Khandekar may argue that he is only concerned with the ‘science’ of climate change. But the consensus by scientists from close to 200 countries differs and as Professor Jose Etcheverry noted, it doesn’t matter how we twist the facts, since the industrial revolution to present, carbon dioxide has increased from 250ppm to approximately 392ppm. That is indisputable and thus the issue is now an ethical one. What are we going to do? What York University can do for my peers and I, is to facilitate a further debate on this matter. Personally, I think the York owes us the real story of climate change
Sindy Singh is a 1st year Masters of Environmental Studies international student at York University.

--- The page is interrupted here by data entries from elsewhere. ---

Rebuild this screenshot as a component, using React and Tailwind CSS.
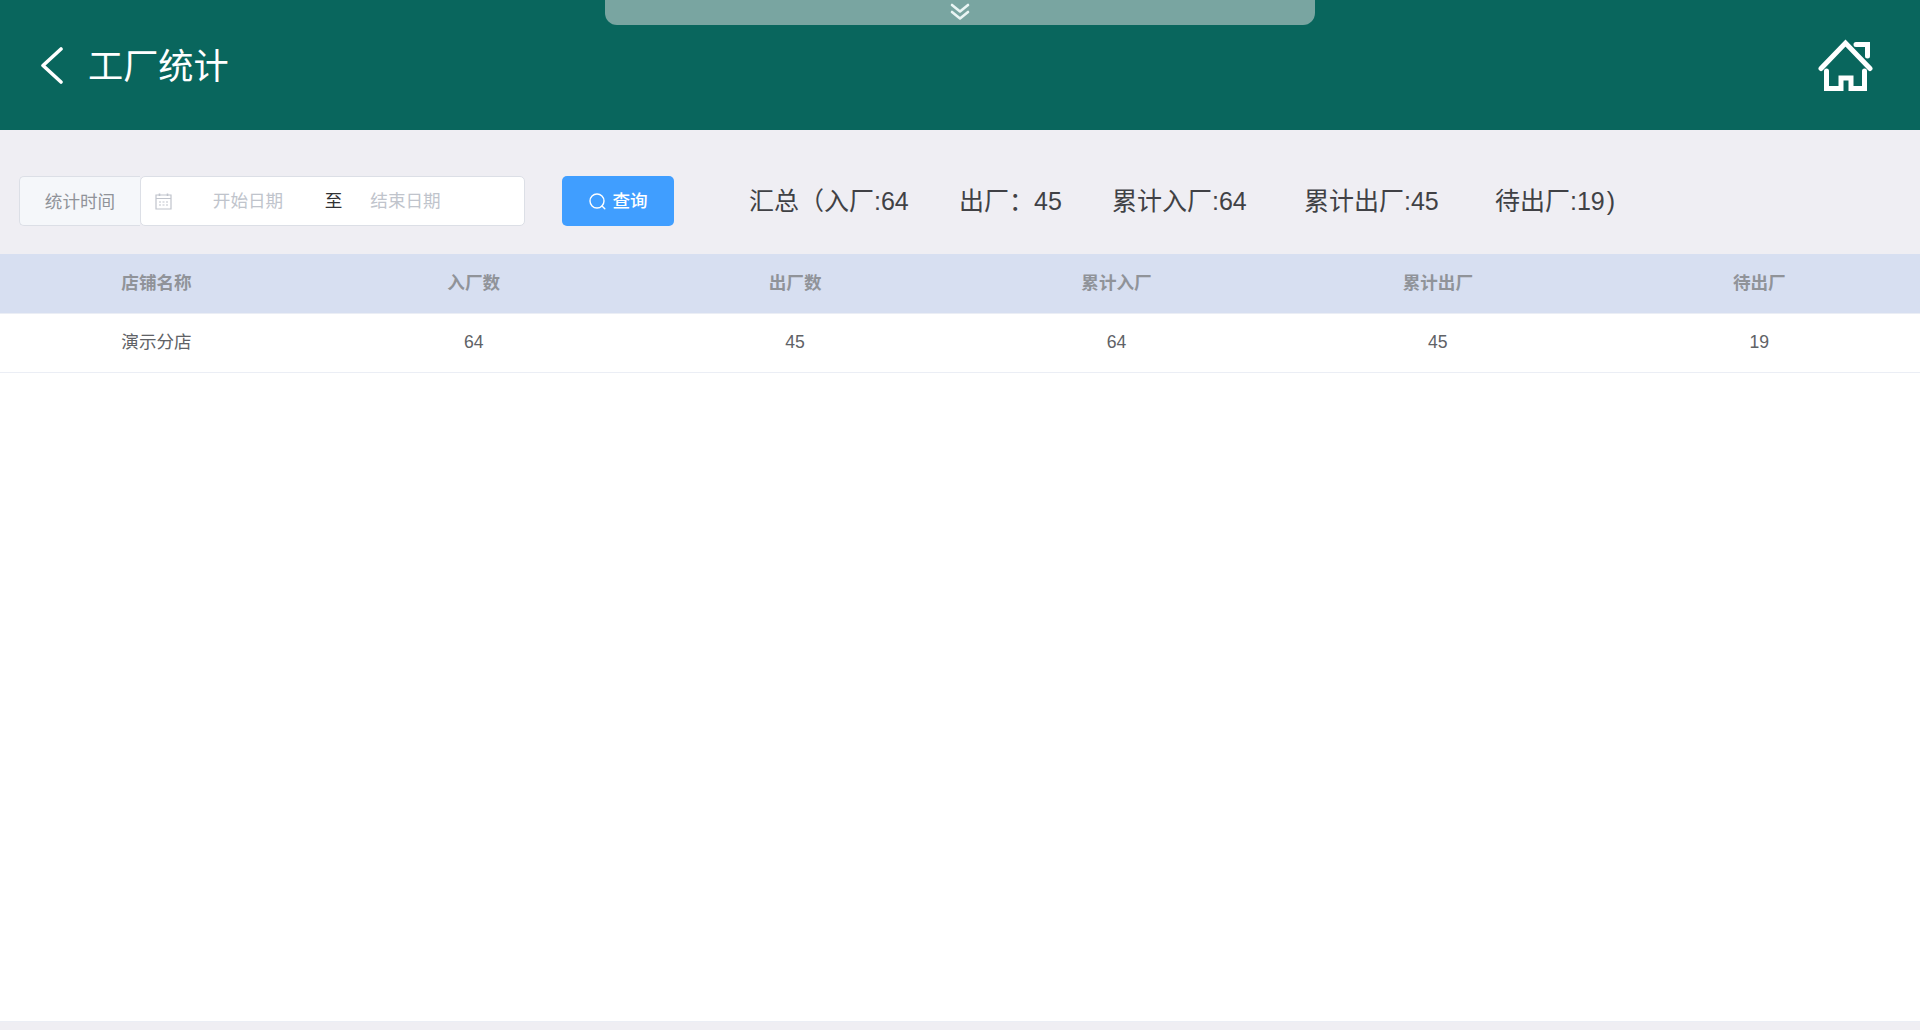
// src/pages/FactoryStats.jsx
import { useState } from 'react';

const SUMMARY = [
  { text: '汇总（入厂:64',  width: 'w-[210px]' },
  { text: '出厂：45',       width: 'w-[153px]' },
  { text: '累计入厂:64',    width: 'w-[192px]' },
  { text: '累计出厂:45',    width: 'w-[191px]' },
  { text: '待出厂:19',      width: 'w-auto' },
];

const COLUMNS = [
  { key: 'shop',     label: '店铺名称' },
  { key: 'in',       label: '入厂数' },
  { key: 'out',      label: '出厂数' },
  { key: 'totalIn',  label: '累计入厂' },
  { key: 'totalOut', label: '累计出厂' },
  { key: 'pending',  label: '待出厂' },
];

const ROWS = [
  { shop: '演示分店', in: 64, out: 45, totalIn: 64, totalOut: 45, pending: 19 },
];

const BackIcon = () => (
  <svg className="w-[24px] h-[38px]" viewBox="0 0 24 38" fill="none" stroke="currentColor" strokeWidth="3.6" strokeLinecap="round" strokeLinejoin="round">
    <path d="M21 3 3 19.500 21 36" />
  </svg>
);

const HomeIcon = () => (
  <svg className="w-[56px] h-[54px]" viewBox="0 0 56 54" fill="none" stroke="currentColor" strokeWidth="5" strokeLinecap="round">
    <path d="M3 30.500 27.500 5 52 30.500" />
    <path d="M38 6.500H49.500V18" />
    <path d="M8.500 33V50.500H23V40H33V50.500H46.500V33" />
  </svg>
);

const DoubleDownIcon = () => (
  <svg className="w-[20px] h-[18px]" viewBox="0 0 20 18" fill="none" stroke="currentColor" strokeWidth="2.6" strokeLinecap="round" strokeLinejoin="round">
    <path d="M2 2l8 6.500L18 2M2 9l8 6.500L18 9" />
  </svg>
);

const CalendarIcon = () => (
  <svg className="w-[17px] h-[17px]" viewBox="0 0 17 17" fill="none" stroke="currentColor" strokeWidth="1.200">
    <path d="M1 2h15v14H1zM1 5.500h15" />
    <path d="M4.500.5v2.500M12.500.5v2.500" strokeWidth="1.600" />
    <path d="M4 9h2M7.500 9h2M11 9h2M4 12h2M7.500 12h2M11 12h2" />
  </svg>
);

const SearchIcon = () => (
  <svg className="w-[17px] h-[17px]" viewBox="0 0 17 17" fill="none" stroke="currentColor" strokeWidth="1.400" strokeLinecap="round">
    <circle cx="8" cy="8" r="7" />
    <path d="M13 13l2.800 2.800" />
  </svg>
);

const App = () => {
  const [start, setStart] = useState('');
  const [end,   setEnd]   = useState('');

  return (
    <div className="h-[1030px] flex flex-col overflow-hidden bg-[#efeef3] font-['Liberation_Sans','Noto_Sans_CJK_SC',sans-serif]">

      {/* Header */}
      <header className="relative h-[130px] shrink-0 flex items-center justify-between pl-[40px] pr-[46px] bg-[#09665d] text-white">
        <button className="flex items-center gap-[24px]">
          <BackIcon />
          <span className="pt-[3px] text-[35.2px] leading-[50px]">工厂统计</span>
        </button>
        <button>
          <HomeIcon />
        </button>

        {/* Pull-down handle */}
        <div className="absolute top-0 left-[605px] w-[710px] h-[25px] flex justify-center pt-[3px] rounded-b-[12px] bg-[#79a5a1] text-[#e9f5f4]">
          <DoubleDownIcon />
        </div>
      </header>

      {/* Filter bar */}
      <div className="h-[124px] shrink-0 flex items-center pl-[19px] pt-[18px]">
        <div className="flex h-[50px] text-[17.6px]">
          <span className="w-[121px] flex items-center justify-center pt-[3px] rounded-l-[5px] border border-r-0 border-[#dcdfe6] bg-[#f5f7fa] text-[#909399]">
            统计时间
          </span>
          <div className="w-[385px] flex items-center pl-[14px] rounded-[5px] border border-[#dcdfe6] bg-white">
            <span className="text-[#c0c4cc]"><CalendarIcon /></span>
            <input
              value={start}
              onChange={e => setStart(e.target.value)}
              placeholder="开始日期"
              className="w-[152px] text-center outline-none placeholder:text-[#c0c4cc]"
            />
            <span className="w-[19px] text-center text-[#303133]">至</span>
            <input
              value={end}
              onChange={e => setEnd(e.target.value)}
              placeholder="结束日期"
              className="w-[125px] text-center outline-none placeholder:text-[#c0c4cc]"
            />
          </div>
        </div>

        <button className="ml-[37px] w-[112px] h-[50px] flex items-center justify-center gap-[6px] pl-[1px] rounded-[5px] bg-[#409eff] text-[17.6px] font-medium text-white">
          <SearchIcon />
          <span>查询</span>
        </button>

        <div className="ml-[75px] pt-[2px] flex text-[25px] text-[#404145] whitespace-nowrap">
          {SUMMARY.map(item => (
            <span key={item.text} className={item.width}>{item.text}</span>
          ))}
          <span className="ml-[2px]">)</span>
        </div>
      </div>

      {/* Table */}
      <div className="h-[768px] shrink-0 bg-white border-b border-[#ebeef5] text-[17.6px]">
        <table className="w-full table-fixed border-collapse text-center">
          <colgroup>
            <col className="w-[313px]" />
            <col span="5" />
          </colgroup>
          <thead>
            <tr className="h-[59px] bg-[#d7dff1] text-[#909399] border-b border-[#ebeef5]">
              {COLUMNS.map(col => (
                <th key={col.key} className="p-0 font-bold">{col.label}</th>
              ))}
            </tr>
          </thead>
          <tbody>
            {ROWS.map(row => (
              <tr key={row.shop} className="h-[59px] text-[#606266] border-b border-[#ebeef5]">
                {COLUMNS.map(col => (
                  <td key={col.key} className="p-0">{row[col.key]}</td>
                ))}
              </tr>
            ))}
          </tbody>
        </table>
      </div>
    </div>
  );
};

export default App;
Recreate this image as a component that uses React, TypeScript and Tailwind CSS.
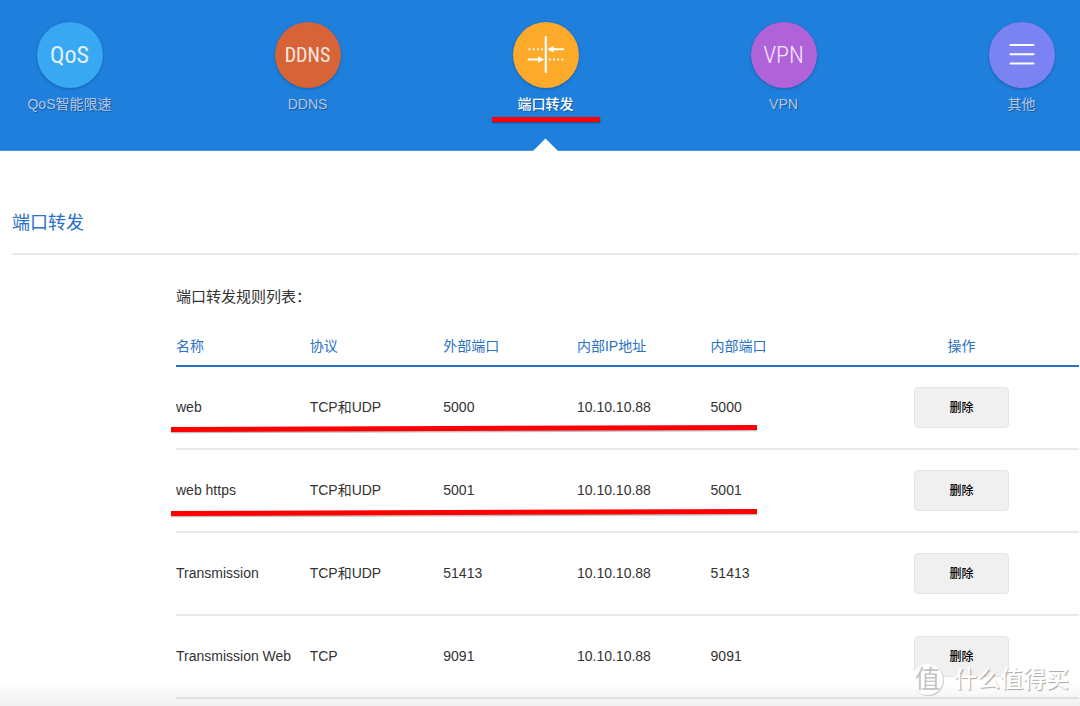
import React from "react";

type NavItem = {
  label: string;
  circle: string;
  icon: React.ReactNode;
  active?: boolean;
};

const iconText =
  "font-['Roboto_Condensed','Open_Sans_Condensed','Liberation_Sans_Narrow',sans-serif] leading-none text-white/85";

function ForwardIcon() {
  return (
    <svg width="66" height="66" viewBox="0 0 66 66" aria-hidden="true">
      <path d="M32.8 15v35" stroke="#fff" strokeWidth="2.2" strokeLinecap="round" />
      <path d="M15.5 27.3H30M35.8 37.5H51" stroke="#fff" strokeWidth="2" strokeDasharray="2 2.2" opacity=".85" />
      <path d="M39 27.3H50.3M15.5 37.5H27" stroke="#fff" strokeWidth="2" strokeLinecap="round" />
      <path d="M34.3 27.3l6.2-3.3v6.6zM31.2 37.5l-6.2-3.3v6.6z" fill="#fff" />
    </svg>
  );
}

function MenuIcon() {
  return (
    <svg width="66" height="66" viewBox="0 0 66 66" aria-hidden="true">
      <path d="M21.5 23h23M21.5 32.3h23M21.5 41.4h23" stroke="#fff" strokeWidth="2" strokeLinecap="round" />
    </svg>
  );
}

const navItems: NavItem[] = [
  {
    label: "QoS智能限速",
    circle: "bg-[#38a8f3]",
    icon: <span className={`${iconText} text-[24px] font-normal`}>QoS</span>,
  },
  {
    label: "DDNS",
    circle: "bg-[#d66436]",
    icon: <span className={`${iconText} text-[20px] font-normal`}>DDNS</span>,
  },
  { label: "端口转发", circle: "bg-[#fda92a]", icon: <ForwardIcon />, active: true },
  {
    label: "VPN",
    circle: "bg-[#b062d9]",
    icon: <span className={`${iconText} text-[24px] font-light`}>VPN</span>,
  },
  { label: "其他", circle: "bg-[#7b83f2]", icon: <MenuIcon /> },
];

const rules = [
  { name: "web", protocol: "TCP和UDP", outer: "5000", ip: "10.10.10.88", inner: "5000" },
  { name: "web https", protocol: "TCP和UDP", outer: "5001", ip: "10.10.10.88", inner: "5001" },
  { name: "Transmission", protocol: "TCP和UDP", outer: "51413", ip: "10.10.10.88", inner: "51413" },
  { name: "Transmission Web", protocol: "TCP", outer: "9091", ip: "10.10.10.88", inner: "9091" },
];

const columns = ["名称", "协议", "外部端口", "内部IP地址", "内部端口"];

function Marker({ className }: { className: string }) {
  return (
    <svg
      className={`pointer-events-none absolute ${className}`}
      width="586"
      height="12"
      viewBox="0 0 586 12"
      aria-hidden="true"
    >
      <path d="M0 7.8L586 5.8" stroke="#000" strokeOpacity=".25" strokeWidth="5" />
      <path d="M0 6.5L586 4.5" stroke="#fe0000" strokeWidth="5" />
    </svg>
  );
}

export default function App() {
  return (
    <div className="relative overflow-hidden bg-white pb-[7px] font-['Liberation_Sans','Noto_Sans_CJK_SC',sans-serif] text-[14px] text-[#333]">
      <nav className="h-[151px] border-b border-[#4a98e4] bg-[#1f7fdd] pt-[22px] pr-[15px] pl-[26px]">
        <ul className="flex h-full justify-between">
          {navItems.map((item) => (
            <li key={item.label} className="relative w-[87px]">
              <a href="#" className="flex flex-col items-center gap-[6px]">
                <span
                  className={`flex size-[66px] items-center justify-center rounded-full shadow-[0_1px_3px_rgba(0,0,0,0.25)] ${item.circle}`}
                >
                  {item.icon}
                </span>
                <span
                  className={`leading-[20px] whitespace-nowrap [text-shadow:1px_1px_1px_rgba(0,0,0,0.3)] ${item.active ? "font-medium text-white" : "text-[#b4c5e3]"}`}
                >
                  {item.label}
                </span>
              </a>
              {item.active && (
                <>
                  <span className="absolute top-[95px] -right-[11px] -left-[10px] h-[5px] bg-[#fe0000] shadow-[0_1px_2px_rgba(0,0,0,0.4)]" />
                  <svg
                    className="absolute -bottom-px left-[31px]"
                    width="25"
                    height="13"
                    viewBox="0 0 25 13"
                    aria-hidden="true"
                  >
                    <path d="M0 13L12.5 0.5L25 13z" fill="#fff" />
                  </svg>
                </>
              )}
            </li>
          ))}
        </ul>
      </nav>

      <main className="pt-[60px] pr-px pl-[12px]">
        <h1 className="border-b-2 border-[#e9e9e9] pb-[18px] text-[18px] leading-[24px] text-[#2a72c3]">端口转发</h1>
        <section className="relative ml-[164px] pt-[30px]">
          <h2 className="mb-[18px] text-[15px] leading-[24px]">端口转发规则列表：</h2>
          <table className="w-full table-fixed border-separate border-spacing-0">
            <thead>
              <tr className="h-[40px] text-[#2a72c3]">
                {columns.map((c) => (
                  <th key={c} className="w-[14.8%] border-b-2 border-[#2a72c3] p-0 text-left font-normal">
                    {c}
                  </th>
                ))}
                <th className="border-b-2 border-[#2a72c3] p-0 text-center font-normal">操作</th>
              </tr>
            </thead>
            <tbody>
              {rules.map((r) => (
                <tr
                  key={r.name}
                  className="h-[83px] whitespace-nowrap [&>td]:border-b-2 [&>td]:border-[#e9e9e9] [&>td]:p-0"
                >
                  <td>{r.name}</td>
                  <td>{r.protocol}</td>
                  <td>{r.outer}</td>
                  <td>{r.ip}</td>
                  <td>{r.inner}</td>
                  <td className="text-center">
                    <button
                      type="button"
                      className="h-[41px] w-[95px] rounded-[4px] border border-[#e5e5e5] bg-[#f0f0f0] align-middle text-[12px] font-medium text-black"
                    >
                      删除
                    </button>
                  </td>
                </tr>
              ))}
            </tbody>
          </table>
          <Marker className="top-[168px] -left-[5px]" />
          <Marker className="top-[252px] -left-[5px]" />
        </section>
      </main>

      <div className="pointer-events-none absolute inset-x-0 bottom-0 h-[24px] bg-linear-to-b from-black/0 to-black/6" />
      <div className="pointer-events-none absolute right-[11px] bottom-[11px] flex items-center gap-[11px] text-white">
        <span className="flex size-[31px] items-center justify-center rounded-full bg-white text-[25px] leading-none text-[#c4c4c4] shadow-[1px_1px_1px_rgba(0,0,0,0.2)]">
          值
        </span>
        <span className="text-[23px] leading-[31px] font-medium [text-shadow:1px_1px_1px_rgba(0,0,0,0.35)]">
          什么值得买
        </span>
      </div>
    </div>
  );
}
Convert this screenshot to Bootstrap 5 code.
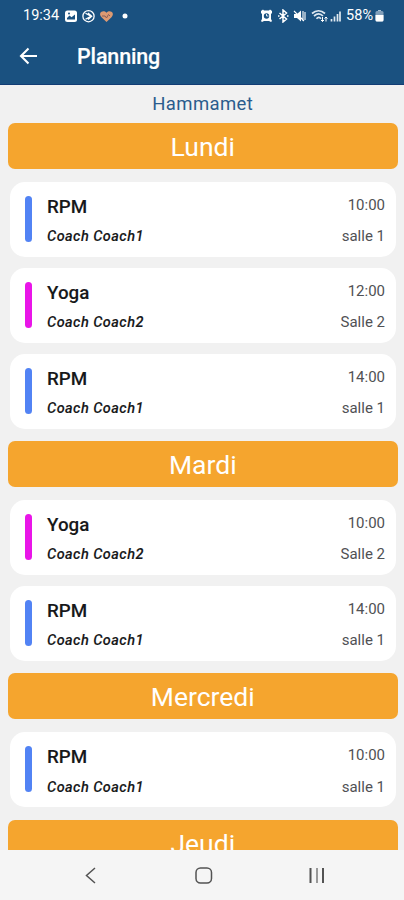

I completed my Bachelor of Environmental Studies (Honours) in 2009 at York and returned to my native, Trinidad and Tobago, to work as an Environmental Policy Analyst at the Ministry of Environment. After attending the UNFCCC COP 16, Cancun, I decided that I needed to go back to school to further my studies on climate change in Small Island Developing States (SIDS) with emphasis on policy making. I am interested in the economics of climate change in SIDS, the political economy of the Caribbean and how this shapes climate change policy while exploring the potential of renewable energy in Trinidad and Tobago, the most industrialized (and petroleum state) in the southern Caribbean.”